À la CAN, le succès depuis leur victoire surprise en 2017 a été sporadique. Les Lions ont été éliminés en huitièmes de finale en 2019 puis à nouveau en 2023, des résultats bien en deçà des attentes pour un quintuple champion.

Il y a toutefois eu une brève embellie lors de la CAN 2021 à domicile, où le Cameroun a terminé troisième, porté par le soutien du public et des éclats individuels, même si le titre leur a échappé.

Ainsi, le Cameroun aborde la CAN 2025 sans le statut de favori, mais avec un riche passé, capable de surprendre des adversaires plus cotés, et dangereux si l’équipe retrouve élan et confiance au bon moment.

Échos de 2017 : le chaos peut-il servir de moteur ?

Le Cameroun a déjà prouvé par le passé qu’il pouvait surmonter ses crises internes. Lors de la CAN 2017, les Lions n’étaient pas épargnés par les problèmes, mais ils ont su déjouer les pronostics et remporter le trophée en battant l’Égypte 2-1 en finale.

À l’époque, le sélectionneur Hugo Broos avait pris des décisions fortes et imposé une discipline stricte après que huit joueurs – Joel Matip (Liverpool), Alan Nyom (West Brom), Eric Maxim Choupo-Moting (Schalke), Guy N’Dy Assembé (Nancy), Maxime Poundjé (Bordeaux), Andre Onana (Ajax), André-Frank Zambo Anguissa (Marseille) et Ibrahim Amadou (Lille) – se sont déclarés indisponibles avant la compétition.

Les similitudes entre Broos en 2017 et Pagou en 2025 sont frappantes. Comme Broos, Pagou arrive sans expérience à la tête d’une sélection nationale et doit composer avec l’absence de plusieurs cadres.

Broos était alors un outsider, même pas présent sur la liste initiale du Cameroun, et a hérité d’un groupe jeune et peu reconnu, que beaucoup jugeaient affaibli par les nombreux forfaits.

Il y a vu une opportunité. En instaurant des règles claires, en exigeant de la discipline et en changeant la mentalité du groupe, Broos a transformé une équipe fracturée en un collectif uni et motivé, capable de déjouer tous les pronostics pour décrocher la CAN.

Pagou se retrouve aujourd’hui dans une situation étonnamment similaire. Figure respectée du football local, mais peu connue à l’international, il prend les rênes dans un contexte de crise, de tensions politiques et de choix contestés.

Son groupe est jeune, peu enclin aux ego et animé par la faim de réussir ; des conditions qui avaient souri à Broos. Réputé pour sa rigueur, sa discipline et sa gestion humaine, Pagou a les atouts pour créer rapidement une cohésion.

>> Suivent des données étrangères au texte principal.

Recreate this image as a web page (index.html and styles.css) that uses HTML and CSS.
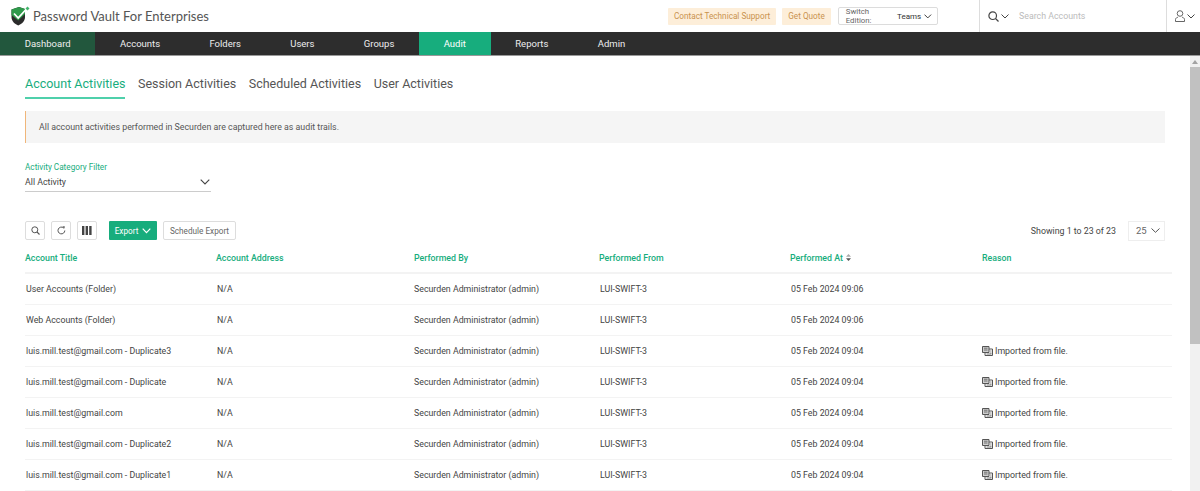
FILE: index.html
```html
<!DOCTYPE html>
<html lang="en">
<head>
    <meta charset="UTF-8">
    <title>Password Vault For Enterprises - Audit</title>
    <link rel="stylesheet" href="styles.css">
</head>
<body>
    <header class="topbar">
        <div class="brand">
            <svg class="logo" width="19" height="20" viewBox="0 0 19 20">
                <path d="M0.5 3.5 L8 1 L14 3 L14 11 C14 15 11 18 7.2 19.5 C3.5 18 0.5 15 0.5 11 Z" fill="#2b2b2b"/>
                <path d="M0.5 3.5 L8 1 L14 3 L14 8 L7.2 14.5 L0.5 9 Z" fill="#2f9a4b"/>
                <path d="M3 7.5 L7.2 12 L15 3.5" fill="none" stroke="#fff" stroke-width="1.8"/>
                <path d="M14.5 2.5 L16.5 0.5 L18.5 2.5 L16.5 4.5 Z" fill="#43b56d"/>
            </svg>
            <span class="brand-name">Password Vault For Enterprises</span>
        </div>
        <div class="top-actions">
            <a class="promo">Contact Technical Support</a>
            <a class="promo">Get Quote</a>
            <div class="edition">
                <span class="edition-label">Switch Edition:</span>
                <span class="edition-value">Teams</span>
                <svg class="chev" width="8" height="5" viewBox="0 0 8 5"><path d="M0.5 0.5 L4 4 L7.5 0.5" fill="none" stroke="#333" stroke-width="1"/></svg>
            </div>
        </div>
        <div class="search">
            <svg width="11" height="11" viewBox="0 0 11 11"><circle cx="4.7" cy="4.7" r="3.8" fill="none" stroke="#444" stroke-width="1.2"/><path d="M7.5 7.5 L10.5 10.5" stroke="#444" stroke-width="1.3"/></svg>
            <svg class="chev" width="8" height="5" viewBox="0 0 8 5"><path d="M0.5 0.5 L4 4 L7.5 0.5" fill="none" stroke="#444" stroke-width="1"/></svg>
            <span class="search-text">Search Accounts</span>
        </div>
        <div class="user">
            <svg width="10" height="12" viewBox="0 0 10 12"><circle cx="5" cy="3.5" r="2.8" fill="none" stroke="#555" stroke-width="0.9"/><path d="M0.5 11.5 L0.5 9.5 C0.5 8 2 7.5 3 7.2 M9.5 11.5 L9.5 9.5 C9.5 8 8 7.5 7 7.2 M0.5 11.5 L9.5 11.5" fill="none" stroke="#555" stroke-width="0.9"/></svg>
            <svg class="chev" width="8" height="5" viewBox="0 0 8 5"><path d="M0.5 0.5 L4 4 L7.5 0.5" fill="none" stroke="#444" stroke-width="1"/></svg>
        </div>
    </header>

    <nav class="mainnav">
        <a class="nav-dash">Dashboard</a>
        <a>Accounts</a>
        <a>Folders</a>
        <a>Users</a>
        <a>Groups</a>
        <a class="nav-audit">Audit</a>
        <a>Reports</a>
        <a>Admin</a>
    </nav>

    <div class="page">
        <main class="content">
            <div class="tabs">
                <a class="tab active">Account Activities</a>
                <a class="tab">Session Activities</a>
                <a class="tab">Scheduled Activities</a>
                <a class="tab">User Activities</a>
            </div>

            <div class="notice">All account activities performed in Securden are captured here as audit trails.</div>

            <div class="filter">
                <label class="filter-label">Activity Category Filter</label>
                <div class="filter-select">
                    <span>All Activity</span>
                    <svg width="10" height="6" viewBox="0 0 10 6"><path d="M0.7 0.7 L5 5 L9.3 0.7" fill="none" stroke="#444" stroke-width="1.1"/></svg>
                </div>
            </div>

            <div class="toolbar">
                <button class="tool">
                    <svg width="9" height="9" viewBox="0 0 9 9"><circle cx="3.8" cy="3.8" r="3" fill="none" stroke="#555" stroke-width="1"/><path d="M6 6 L8.5 8.5" stroke="#555" stroke-width="1.1"/></svg>
                </button>
                <button class="tool">
                    <svg width="9" height="9" viewBox="0 0 9 9"><path d="M7.8 4.5 A3.4 3.4 0 1 1 6.5 1.8" fill="none" stroke="#555" stroke-width="1"/><path d="M5.6 0.2 L8 0.6 L7 2.9 Z" fill="#555"/></svg>
                </button>
                <button class="tool">
                    <svg width="10" height="9" viewBox="0 0 10 9"><path d="M0 0 H2.4 V9 H0 Z M3.6 0 H6 V9 H3.6 Z M7.2 0 H9.6 V9 H7.2 Z" fill="#444"/></svg>
                </button>
                <button class="export">Export
                    <svg width="9" height="6" viewBox="0 0 9 6"><path d="M0.7 0.7 L4.5 4.6 L8.3 0.7" fill="none" stroke="#fff" stroke-width="1.2"/></svg>
                </button>
                <button class="schedule">Schedule Export</button>
                <div class="pager">
                    <span>Showing 1 to 23 of 23</span>
                    <div class="page-size">
                        <span>25</span>
                        <svg width="9" height="5" viewBox="0 0 9 5"><path d="M0.5 0.5 L4.5 4.3 L8.5 0.5" fill="none" stroke="#555" stroke-width="1"/></svg>
                    </div>
                </div>
            </div>

            <table class="audit">
                <colgroup>
                    <col class="c1"><col class="c2"><col class="c3"><col class="c4"><col class="c5"><col>
                </colgroup>
                <thead>
                    <tr>
                        <th>Account Title</th>
                        <th>Account Address</th>
                        <th>Performed By</th>
                        <th>Performed From</th>
                        <th>Performed At <svg class="sort" width="5" height="7" viewBox="0 0 5 7"><path d="M0 2.7 L2.5 0 L5 2.7 Z" fill="#aaa"/><path d="M0 4.3 L2.5 7 L5 4.3 Z" fill="#555"/></svg></th>
                        <th>Reason</th>
                    </tr>
                </thead>
                <tbody id="rows"></tbody>
            </table>
        </main>
        <aside class="rail">
            <svg class="rail-up" width="6" height="4" viewBox="0 0 6 4"><path d="M0 4 L3 0 L6 4 Z" fill="#a3a3a3"/></svg>
            <div class="rail-thumb"></div>
        </aside>
    </div>

    <script>
        const rows = [
            ["User Accounts (Folder)", "05 Feb 2024 09:06", false],
            ["Web Accounts (Folder)", "05 Feb 2024 09:06", false],
            ["luis.mill.test@gmail.com - Duplicate3", "05 Feb 2024 09:04", true],
            ["luis.mill.test@gmail.com - Duplicate", "05 Feb 2024 09:04", true],
            ["luis.mill.test@gmail.com", "05 Feb 2024 09:04", true],
            ["luis.mill.test@gmail.com - Duplicate2", "05 Feb 2024 09:04", true],
            ["luis.mill.test@gmail.com - Duplicate1", "05 Feb 2024 09:04", true]
        ];
        const reason = `<svg class="reason-icon" width="11" height="10" viewBox="0 0 11 10"><path d="M3 3 H10.5 V9.5 H3 Z" fill="#fff" stroke="#555"/><path d="M0.5 0.5 H7 V6.5 H0.5 Z" fill="#cfcfcf" stroke="#555"/><path d="M2 2.2 H5.5 M2 4 H5.5 M8.2 5 H9.5 M8.2 7 H9.5 M4.5 8 H9.5" stroke="#555" stroke-width="0.8"/></svg>Imported from file.`;
        document.getElementById('rows').innerHTML = rows.map(r => `<tr>
            <td>${r[0]}</td>
            <td>N/A</td>
            <td>Securden Administrator (admin)</td>
            <td>LUI-SWIFT-3</td>
            <td>${r[1]}</td>
            <td>${r[2] ? reason : ""}</td>
        </tr>`).join("");
    </script>
</body>
</html>
```

FILE: styles.css
```css
* {
    margin: 0;
    padding: 0;
    box-sizing: border-box;
}
html, body {
    width: 100%;
    height: 100%;
    overflow: hidden;
}
body {
    font-family: Roboto, sans-serif;
    font-size: 8.8px;
    color: #444;
    background: white;
    display: flex;
    flex-direction: column;
}
.topbar {
    height: 32px;
    display: flex;
    align-items: stretch;
    flex-shrink: 0;
}
.brand {
    display: flex;
    align-items: center;
    width: 668px;
    padding-left: 11px;
}
.logo {
    margin-right: 3px;
}
.brand-name {
    font-family: Lato, sans-serif;
    font-size: 13px;
    color: #555;
}
.top-actions {
    width: 311px;
    display: flex;
    align-items: center;
    gap: 6px;
}
.promo {
    height: 17px;
    line-height: 17px;
    padding: 0 6px;
    font-size: 8.2px;
    background: #fdeed9;
    color: #c9924f;
    border-radius: 1px;
}
.edition {
    width: 100px;
    height: 18px;
    padding: 0 5px 0 7px;
    display: flex;
    align-items: center;
    gap: 3px;
    border: 1px solid #dcdcdc;
    border-radius: 2px;
    margin-left: 1px;
}
.edition-label {
    color: #666;
    font-size: 7.8px;
}
.edition-value {
    color: #333;
    font-size: 8px;
}
.search {
    width: 187px;
    border-left: 1px solid #ddd;
    display: flex;
    align-items: center;
    padding-left: 8px;
    gap: 2px;
}
.search-text {
    color: #bbb;
    margin-left: 8px;
}
.user {
    flex: 1;
    border-left: 1px solid #ddd;
    display: flex;
    align-items: center;
    padding-left: 8px;
    gap: 2px;
}
.mainnav {
    height: 24px;
    background: #2d2d2d;
    border-bottom: 1px solid #999;
    display: flex;
    flex-shrink: 0;
}
.mainnav a {
    color: #eee;
    font-size: 9.5px;
    line-height: 23px;
    padding: 0 24.7px;
}
.nav-dash {
    background: #22573d;
}
.mainnav .nav-audit {
    background: #17ad7d;
    color: white;
}
.page {
    flex: 1;
    display: flex;
    min-height: 0;
}
.content {
    flex: 1;
    padding: 20px 18px 0 25px;
    overflow: hidden;
}
.rail {
    width: 10px;
    background: #f1f1f1;
    display: flex;
    flex-direction: column;
    align-items: center;
    padding-top: 4px;
}
.rail-up {
    display: block;
}
.rail-thumb {
    width: 100%;
    height: 277px;
    margin-top: 3px;
    background: #c1c1c1;
}
.tabs {
    display: flex;
    gap: 12.5px;
    height: 23px;
}
.tab {
    font-size: 12.5px;
    color: #555;
    line-height: 15px;
    height: 23px;
}
.tab.active {
    color: #17ad7d;
    border-bottom: 2px solid #4fd0ab;
    padding-top: 0;
}
.notice {
    margin-top: 12px;
    width: 1140px;
    height: 32px;
    line-height: 32px;
    padding-left: 13px;
    background: #f5f5f5;
    border-left: 1px solid #f0b67a;
    color: #555;
}
.filter {
    margin-top: 19px;
    width: 186px;
}
.filter-label {
    display: block;
    font-size: 8.2px;
    color: #17ad7d;
    line-height: 10px;
}
.filter-select {
    display: flex;
    justify-content: space-between;
    align-items: center;
    height: 20px;
    padding-right: 1px;
    border-bottom: 1px solid #ccc;
}
.toolbar {
    margin-top: 29px;
    width: 1140px;
    display: flex;
    align-items: center;
    height: 19px;
}
button {
    font-family: inherit;
    background: white;
    cursor: pointer;
}
.tool {
    width: 20px;
    height: 19px;
    border: 1px solid #ddd;
    border-radius: 2px;
    margin-right: 6px;
    display: flex;
    align-items: center;
    justify-content: center;
}
.export {
    margin-left: 6px;
    width: 48px;
    height: 19px;
    border: none;
    border-radius: 1px;
    background: #17ad7d;
    color: white;
    font-size: 8.2px;
    display: flex;
    align-items: center;
    justify-content: center;
    gap: 4px;
}
.schedule {
    margin-left: 6px;
    width: 73px;
    height: 19px;
    border: 1px solid #ddd;
    border-radius: 2px;
    color: #666;
    font-size: 8.2px;
}
.pager {
    margin-left: auto;
    display: flex;
    align-items: center;
    gap: 12px;
}
.page-size {
    width: 37px;
    height: 20px;
    border: 1px solid #eee;
    display: flex;
    align-items: center;
    justify-content: space-between;
    padding: 0 4px 0 7px;
    color: #666;
    font-size: 9.5px;
}
.audit {
    margin-top: 10px;
    width: 1147px;
    border-collapse: collapse;
    table-layout: fixed;
}
.c1 { width: 191px; }
.c2 { width: 198px; }
.c3 { width: 185px; }
.c4 { width: 191px; }
.c5 { width: 192px; }
.audit th {
    height: 23px;
    padding-bottom: 6px;
    text-align: left;
    font-weight: 500;
    color: #17ad7d;
    border-bottom: 2px solid #f3f3f3;
}
.audit td {
    height: 31px;
    padding: 1px 0 0 1px;
    border-bottom: 1px solid #f3f3f3;
    color: #444;
}
.audit td:nth-child(3),
.audit td:nth-child(6) {
    padding-left: 0;
}
.sort {
    margin-left: 1px;
}
.reason-icon {
    vertical-align: -2px;
    margin-right: 2px;
}
```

Comme en 2017, la réussite pourrait dépendre moins du talent individuel que de la capacité à retrouver unité, clarté des rôles et confiance pour transformer le chaos en moteur.

Un groupe F relevé en perspective

Le parcours du Cameroun s’annonce ardu. Placés dans le groupe F avec le tenant du titre ivoirien, le Gabon et le Mozambique, les Lions devront se défaire d’adversaires solides pour avancer.

Sans direction claire et avec des absences majeures, la tâche s’annonce compliquée. Toutefois, la qualité de Mbeumo et le dynamisme de Baleba constituent de vrais atouts.

Si Pagou parvient à souder son groupe et à en tirer le meilleur, un beau parcours reste possible — mais pour le titre ? Il faudra d’abord régler les querelles internes.

Reste à savoir si la crise camerounaise deviendra un moteur d’unité ou un fardeau pour les Lions Indomptables.

À l’approche du Maroc, une chose est sûre : le parcours du Cameroun sera l’un des récits les plus captivants et sans doute l’un des plus imprévisibles de la compétition.